╭─ GIVEN MATERIAL
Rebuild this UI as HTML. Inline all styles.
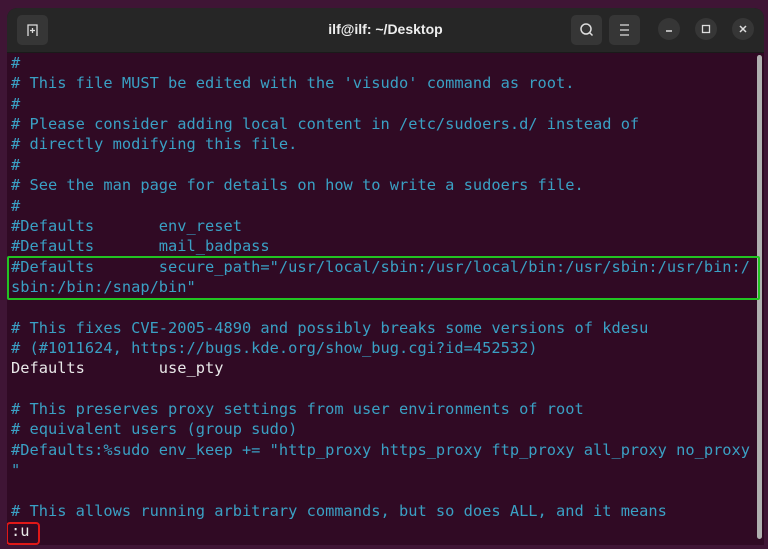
<!DOCTYPE html>
<html><head><style>
body{margin:0;width:768px;height:549px;background:#3f1535;overflow:hidden;position:relative;font-family:"Liberation Sans",sans-serif}
.win{position:absolute;left:7px;top:8px;width:757px;height:537px;background:#300a24;border-radius:10px 10px 0 0;overflow:hidden}
.hdr{position:absolute;left:0;top:0;width:757px;height:44px;background:#262626;border-bottom:1px solid #1a1a1a}
.title{position:absolute;left:0;right:0;top:13px;text-align:center;color:#eee;font-weight:bold;font-size:14px}
.btn{position:absolute;top:7px;width:31px;height:30px;background:#363636;border-radius:5px}
.circ{position:absolute;top:10px;width:22px;height:22px;border-radius:50%;background:#363636}
pre{position:absolute;left:4px;top:45px;margin:0;font-family:"DejaVu Sans Mono",monospace;font-size:15.35px;line-height:20.36px;color:#3aa0c4}
.w{color:#e8e8e8}
.sb{position:absolute;left:750px;top:47px;width:5px;height:484px;background:#b0b0b0;border-radius:3px}
.g{position:absolute;left:0px;top:248px;width:749px;height:40px;border:2px solid #22c322;border-radius:2px}
.r{position:absolute;left:-1px;top:514px;width:30px;height:19px;border:2px solid #e01818;border-radius:4px}
</style></head><body>
<div class="win">
<div class="hdr">
<div class="btn" style="left:10px"><svg width="31" height="30"><path d="M11 21V10h9v11M15.5 13v5M13 15.5h5" stroke="#ddd" stroke-width="1.3" fill="none"/></svg></div>
<div class="title">ilf@ilf: ~/Desktop</div>
<div class="btn" style="left:564px"><svg width="31" height="30"><circle cx="15" cy="14" r="5" stroke="#ddd" stroke-width="1.5" fill="none"/><path d="M18.5 17.5l3 3" stroke="#ddd" stroke-width="1.5"/></svg></div>
<div class="btn" style="left:602px"><svg width="31" height="30"><path d="M11 10h9M11 15h9M11 20h9" stroke="#ddd" stroke-width="1.3"/></svg></div>
<div class="circ" style="left:651px"><svg width="22" height="22"><path d="M8 13h6" stroke="#ddd" stroke-width="1.5"/></svg></div>
<div class="circ" style="left:688px"><svg width="22" height="22"><rect x="7.5" y="7.5" width="7" height="7" stroke="#ddd" stroke-width="1.3" fill="none"/></svg></div>
<div class="circ" style="left:725px"><svg width="22" height="22"><path d="M8 8l6 6M14 8l-6 6" stroke="#ddd" stroke-width="1.5"/></svg></div>
</div>
<pre>#
# This file MUST be edited with the 'visudo' command as root.
#
# Please consider adding local content in /etc/sudoers.d/ instead of
# directly modifying this file.
#
# See the man page for details on how to write a sudoers file.
#
#Defaults       env_reset
#Defaults       mail_badpass
#Defaults       secure_path="/usr/local/sbin:/usr/local/bin:/usr/sbin:/usr/bin:/
sbin:/bin:/snap/bin"

# This fixes CVE-2005-4890 and possibly breaks some versions of kdesu
# (#1011624, https://bugs.kde.org/show_bug.cgi?id=452532)
<span class="w">Defaults        use_pty</span>

# This preserves proxy settings from user environments of root
# equivalent users (group sudo)
#Defaults:%sudo env_keep += "http_proxy https_proxy ftp_proxy all_proxy no_proxy
"

# This allows running arbitrary commands, but so does ALL, and it means
<span class="w">:u</span></pre>
<div class="sb"></div>
<div class="g"></div>
<div class="r"></div>
</div>
</body></html>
╰─
# GIVEN REQUEST:
The listing above must be printed again exactly, minus its pictures.

# RESPONSE:
Rebuild this UI as HTML. Inline all styles.
<!DOCTYPE html>
<html><head><style>
body{margin:0;width:768px;height:549px;background:#3f1535;overflow:hidden;position:relative;font-family:"Liberation Sans",sans-serif}
.win{position:absolute;left:7px;top:8px;width:757px;height:537px;background:#300a24;border-radius:10px 10px 0 0;overflow:hidden}
.hdr{position:absolute;left:0;top:0;width:757px;height:44px;background:#262626;border-bottom:1px solid #1a1a1a}
.title{position:absolute;left:0;right:0;top:13px;text-align:center;color:#eee;font-weight:bold;font-size:14px}
.btn{position:absolute;top:7px;width:31px;height:30px;background:#363636;border-radius:5px}
.circ{position:absolute;top:10px;width:22px;height:22px;border-radius:50%;background:#363636}
pre{position:absolute;left:4px;top:45px;margin:0;font-family:"DejaVu Sans Mono",monospace;font-size:15.35px;line-height:20.36px;color:#3aa0c4}
.w{color:#e8e8e8}
.sb{position:absolute;left:750px;top:47px;width:5px;height:484px;background:#b0b0b0;border-radius:3px}
.g{position:absolute;left:0px;top:248px;width:749px;height:40px;border:2px solid #22c322;border-radius:2px}
.r{position:absolute;left:-1px;top:514px;width:30px;height:19px;border:2px solid #e01818;border-radius:4px}
</style></head><body>
<div class="win">
<div class="hdr">
<div class="btn" style="left:10px"><svg width="31" height="30"><path d="M11 21V10h9v11M15.5 13v5M13 15.5h5" stroke="#ddd" stroke-width="1.3" fill="none"/></svg></div>
<div class="title">ilf@ilf: ~/Desktop</div>
<div class="btn" style="left:564px"><svg width="31" height="30"><circle cx="15" cy="14" r="5" stroke="#ddd" stroke-width="1.5" fill="none"/><path d="M18.5 17.5l3 3" stroke="#ddd" stroke-width="1.5"/></svg></div>
<div class="btn" style="left:602px"><svg width="31" height="30"><path d="M11 10h9M11 15h9M11 20h9" stroke="#ddd" stroke-width="1.3"/></svg></div>
<div class="circ" style="left:651px"><svg width="22" height="22"><path d="M8 13h6" stroke="#ddd" stroke-width="1.5"/></svg></div>
<div class="circ" style="left:688px"><svg width="22" height="22"><rect x="7.5" y="7.5" width="7" height="7" stroke="#ddd" stroke-width="1.3" fill="none"/></svg></div>
<div class="circ" style="left:725px"><svg width="22" height="22"><path d="M8 8l6 6M14 8l-6 6" stroke="#ddd" stroke-width="1.5"/></svg></div>
</div>
<pre>#
# This file MUST be edited with the 'visudo' command as root.
#
# Please consider adding local content in /etc/sudoers.d/ instead of
# directly modifying this file.
#
# See the man page for details on how to write a sudoers file.
#
#Defaults       env_reset
#Defaults       mail_badpass
#Defaults       secure_path="/usr/local/sbin:/usr/local/bin:/usr/sbin:/usr/bin:/
sbin:/bin:/snap/bin"

# This fixes CVE-2005-4890 and possibly breaks some versions of kdesu
# (#1011624, https://bugs.kde.org/show_bug.cgi?id=452532)
<span class="w">Defaults        use_pty</span>

# This preserves proxy settings from user environments of root
# equivalent users (group sudo)
#Defaults:%sudo env_keep += "http_proxy https_proxy ftp_proxy all_proxy no_proxy
"

# This allows running arbitrary commands, but so does ALL, and it means
<span class="w">:u</span></pre>
<div class="sb"></div>
<div class="g"></div>
<div class="r"></div>
</div>
</body></html>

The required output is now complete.